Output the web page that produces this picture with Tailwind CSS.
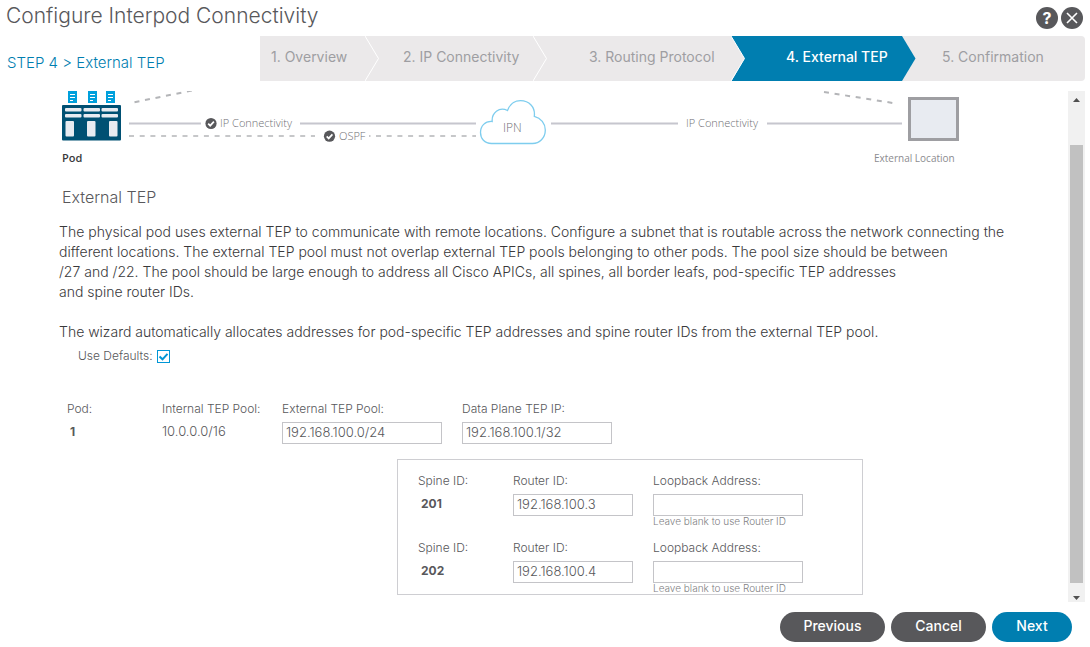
<!DOCTYPE html>
<html lang="en">
<head>
    <meta charset="UTF-8">
    <meta name="viewport" content="width=device-width, initial-scale=1.0">
    <title>Configure Interpod Connectivity</title>
    <script src="https://cdn.jsdelivr.net/npm/@tailwindcss/browser@4"></script>
</head>
<body class="bg-white font-['Inter',sans-serif] text-[#58585b]">
    <div class="min-h-screen flex flex-col">
        <!-- Title bar -->
        <header class="flex items-start justify-between h-9 pl-1.5 pr-[7px]">
            <h1 class="text-[21px] leading-8 font-light">Configure Interpod Connectivity</h1>
            <div class="flex gap-[3px] pt-[7px]">
                <button type="button" aria-label="Help" class="size-[22px] rounded-full bg-[#58585b] text-white text-base leading-[22px] font-bold">?</button>
                <button type="button" aria-label="Close" class="size-[22px] rounded-full bg-[#58585b] text-white">
                    <svg class="size-[22px]" viewBox="0 0 22 22" fill="none" stroke="currentColor" stroke-width="1.6"><path d="M6 6l10 10M16 6L6 16"/></svg>
                </button>
            </div>
        </header>

        <!-- Wizard steps -->
        <div class="flex pl-[7px] pr-[5px]">
            <p class="w-[253px] shrink-0 pt-4 text-[15px] leading-[22px] font-[350] text-[#007eb0]">STEP 4 &gt; External TEP</p>
            <ol class="flex flex-1 h-[45px] rounded-r-sm bg-[#ebe9ea] text-[14px] leading-[42px] text-[#9e9ea2] whitespace-nowrap">
                <li class="flex">
                    <span class="w-[105px] pl-[11px]">1. Overview</span>
                    <svg class="w-3.5 h-[45px]" viewBox="0 0 14 45" fill="none" stroke="white"><path d="M0 0L13.5 22.5L0 45"/></svg>
                </li>
                <li class="flex">
                    <span class="w-[154px] pl-6">2. IP Connectivity</span>
                    <svg class="w-3.5 h-[45px]" viewBox="0 0 14 45" fill="none" stroke="white"><path d="M0 0L13.5 22.5L0 45"/></svg>
                </li>
                <li class="w-[184px] pl-[42px]">3. Routing Protocol</li>
                <li class="flex text-white font-medium" aria-current="step">
                    <svg class="w-3.5 h-[45px]" viewBox="0 0 14 45"><path fill="#007eb0" d="M0 0H14V45H0.5L13.5 22.5Z"/><path d="M0 0L13.5 22.5L0 45" fill="none" stroke="white"/></svg>
                    <span class="w-[157px] pl-[41px] bg-[#007eb0]">4. External TEP</span>
                    <svg class="w-3.5 h-[45px]" viewBox="0 0 14 45"><path fill="#007eb0" d="M0 0L13.5 22.5L0 45Z"/></svg>
                </li>
                <li class="pl-[26px]">5. Confirmation</li>
            </ol>
        </div>

        <main class="flex flex-1 mt-2.5 pr-[5px]">
            <div class="flex-1 pl-[59px] pb-[7px]">
                <!-- Topology -->
                <svg class="w-[901px] h-20 font-['Open_Sans',sans-serif] text-[11px] font-light" viewBox="59 91 901 80" fill="none">
                    <path fill="#00a0dc" d="M68 91h9v12h-9zM88 91h9v12h-9zM106 91h9v12h-9z"/>
                    <path stroke="white" d="M70 94.5h5M70 97.5h5M70 100.5h3M90 94.5h5M90 97.5h5M90 100.5h3M108 94.5h5M108 97.5h5M108 100.5h3"/>
                    <rect x="62" y="105" width="59" height="35.5" rx="1" fill="#005073"/>
                    <g fill="#e8ebf1">
                        <rect x="65" y="108" width="16.5" height="3.5" rx="1"/>
                        <rect x="83.5" y="108" width="16.5" height="3.5" rx="1"/>
                        <rect x="101.5" y="108" width="16.5" height="3.5" rx="1"/>
                        <rect x="65" y="114" width="16.5" height="3.5" rx="1"/>
                        <rect x="83.5" y="114" width="16.5" height="3.5" rx="1"/>
                        <rect x="101.5" y="114" width="16.5" height="3.5" rx="1"/>
                        <rect x="65.5" y="121" width="8.5" height="15.5" rx="1"/>
                        <rect x="87" y="121" width="8.5" height="15.5" rx="1"/>
                        <rect x="109" y="121" width="8.5" height="15.5" rx="1"/>
                    </g>
                    <path stroke="#c6c6ce" stroke-width="2" d="M129 123.5H201M300 123.5H476M551 123.5H678M767 123.5H902"/>
                    <g stroke="#b4b5b8" stroke-width="2" stroke-dasharray="5 5.7">
                        <path d="M134.5 102.2L192 90.5"/>
                        <path d="M129 136H315" stroke-width="1.6"/>
                        <path d="M376 136H476" stroke-width="1.6"/>
                        <path d="M824 92L893 103"/>
                    </g>
                    <path d="M369 136h1.5" stroke="#b4b5b8" stroke-width="1.6"/>
                    <g fill="#58585b">
                        <circle cx="211" cy="123.5" r="5.6"/>
                        <circle cx="329.5" cy="136.2" r="5.6"/>
                    </g>
                    <path stroke="white" stroke-width="1.7" d="M208.2 123.7l2 2 3.7-4M326.7 136.4l2 2 3.7-4"/>
                    <path stroke="#7ecdee" stroke-width="1.3" d="M491.5 143.5C484.5 143.5 480.5 138.5 480.5 132.5C480.5 126 485 121 492.2 121.5C491.5 113 499 106.5 507.5 110.5C510 104 515 100.7 520.5 100.7C529 100.7 535.5 107 534.3 116.3C541 118 545.3 123.5 545.3 130C545.3 138 539.5 143.5 532.5 143.5Z"/>
                    <rect x="909.5" y="98.5" width="48" height="41" fill="#e8ebf1" stroke="#9e9ea2" stroke-width="3"/>
                    <g fill="#707075">
                        <text x="220" y="127">IP Connectivity</text>
                        <text x="339" y="140">OSPF</text>
                        <text x="686" y="127">IP Connectivity</text>
                        <text x="874" y="162" fill="#8c8c90" class="text-[10px] font-normal">External Location</text>
                        <text x="503" y="132" class="text-[12px]">IPN</text>
                    </g>
                    <text x="62" y="162" fill="#39393b" class="font-semibold">Pod</text>
                </svg>

                <h2 class="mt-4 pl-[3px] text-base leading-5 font-light">External TEP</h2>
                <p class="mt-[15px] text-[14px] leading-5 font-light text-[#39393b] whitespace-nowrap">
                    The physical pod uses external TEP to communicate with remote locations. Configure a subnet that is routable across the network connecting the<br>
                    different locations. The external TEP pool must not overlap external TEP pools belonging to other pods. The pool size should be between<br>
                    /27 and /22. The pool should be large enough to address all Cisco APICs, all spines, all border leafs, pod-specific TEP addresses<br>
                    and spine router IDs.
                </p>
                <p class="mt-5 text-[14px] leading-5 font-light text-[#39393b]">The wizard automatically allocates addresses for pod-specific TEP addresses and spine router IDs from the external TEP pool.</p>

                <div class="flex items-center gap-1 mt-1 pl-[19px] text-xs leading-5 font-[350]">
                    <label for="defaults">Use Defaults:</label>
                    <span class="relative size-[13px]">
                        <input type="checkbox" id="defaults" checked class="block size-[13px] appearance-none border border-[#0096d6] bg-white">
                        <svg class="absolute inset-0 size-[13px] pointer-events-none" viewBox="0 0 13 13" fill="none" stroke="#0096d6" stroke-width="2"><path d="M2.5 6.5l3 2.8 5-5.5"/></svg>
                    </span>
                </div>

                <!-- Pod row -->
                <div class="grid grid-cols-[95px_120px_160px_150px] mt-[33px] pl-2 text-xs leading-5 font-[350] whitespace-nowrap">
                    <div>
                        <p>Pod:</p>
                        <p class="mt-[3px] pl-[3px] font-bold">1</p>
                    </div>
                    <div>
                        <p>Internal TEP Pool:</p>
                        <p class="mt-0.5 text-[13px] font-light">10.0.0.0/16</p>
                    </div>
                    <div>
                        <label for="extPool" class="block">External TEP Pool:</label>
                        <input type="text" id="extPool" value="192.168.100.0/24" class="block mt-[3px] w-full h-[22px] px-[3px] pb-0.5 border border-[#c4c4c8] text-[13px] font-light">
                    </div>
                    <div class="pl-5 w-[170px]">
                        <label for="dataTep" class="block">Data Plane TEP IP:</label>
                        <input type="text" id="dataTep" value="192.168.100.1/32" class="block mt-[3px] w-full h-[22px] px-[3px] pb-0.5 border border-[#c4c4c8] text-[13px] font-light">
                    </div>
                </div>

                <!-- Spines -->
                <div class="flex flex-col gap-3 w-[466px] mt-[15px] ml-[338px] pt-[11px] pb-px pl-5 border border-[#ceced2] text-xs leading-5 font-[350]">
                    <div class="grid grid-cols-[95px_120px_150px]">
                        <div>
                            <p>Spine ID:</p>
                            <p class="mt-[3px] pl-[3px] font-bold">201</p>
                        </div>
                        <div>
                            <label for="router1" class="block">Router ID:</label>
                            <input type="text" id="router1" value="192.168.100.3" class="block mt-[3px] w-full h-[22px] px-[3px] pb-0.5 border border-[#c4c4c8] text-[13px] font-light">
                        </div>
                        <div class="pl-5 w-[170px]">
                            <label for="loopback1" class="block">Loopback Address:</label>
                            <input type="text" id="loopback1" class="block mt-[3px] w-full h-[22px] px-[3px] border border-[#c4c4c8] text-[13px] font-light">
                            <p class="text-[10px] leading-[10px] text-[#7f7f84]">Leave blank to use Router ID</p>
                        </div>
                    </div>
                    <div class="grid grid-cols-[95px_120px_150px]">
                        <div>
                            <p>Spine ID:</p>
                            <p class="mt-[3px] pl-[3px] font-bold">202</p>
                        </div>
                        <div>
                            <label for="router2" class="block">Router ID:</label>
                            <input type="text" id="router2" value="192.168.100.4" class="block mt-[3px] w-full h-[22px] px-[3px] pb-0.5 border border-[#c4c4c8] text-[13px] font-light">
                        </div>
                        <div class="pl-5 w-[170px]">
                            <label for="loopback2" class="block">Loopback Address:</label>
                            <input type="text" id="loopback2" class="block mt-[3px] w-full h-[22px] px-[3px] border border-[#c4c4c8] text-[13px] font-light">
                            <p class="text-[10px] leading-[10px] text-[#7f7f84]">Leave blank to use Router ID</p>
                        </div>
                    </div>
                </div>
            </div>

            <!-- Scrollbar -->
            <div class="flex flex-col items-center w-[17px] pt-[7px] pb-0.5 bg-[#f1f1f1]">
                <svg class="w-[7px] h-1" viewBox="0 0 7 4" fill="#505050"><path d="M0 4L3.5 0L7 4Z"/></svg>
                <div class="flex-1 w-[13px] mt-[43px] mb-[13px] bg-[#c1c1c1]"></div>
                <svg class="w-[7px] h-1" viewBox="0 0 7 4" fill="#505050"><path d="M0 0H7L3.5 4Z"/></svg>
            </div>
        </main>

        <footer class="flex justify-end gap-1.5 pt-2.5 pb-[5px] pr-[18px] text-[14px] leading-[28px] font-medium text-white">
            <button type="button" class="w-[105px] h-[30px] pb-0.5 rounded-full bg-[#58585b]">Previous</button>
            <button type="button" class="w-[95px] h-[30px] pb-0.5 rounded-full bg-[#58585b]">Cancel</button>
            <button type="button" class="w-20 h-[30px] pb-0.5 rounded-full bg-[#007eb0]">Next</button>
        </footer>
    </div>
</body>
</html>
————
◆ EXERCISE DIRECTIONS
Find each line holding the word "with" and copy it.

◆ SOLVED PROBLEM
Output the web page that produces this picture with Tailwind CSS.
                    The physical pod uses external TEP to communicate with remote locations. Configure a subnet that is routable across the network connecting the<br>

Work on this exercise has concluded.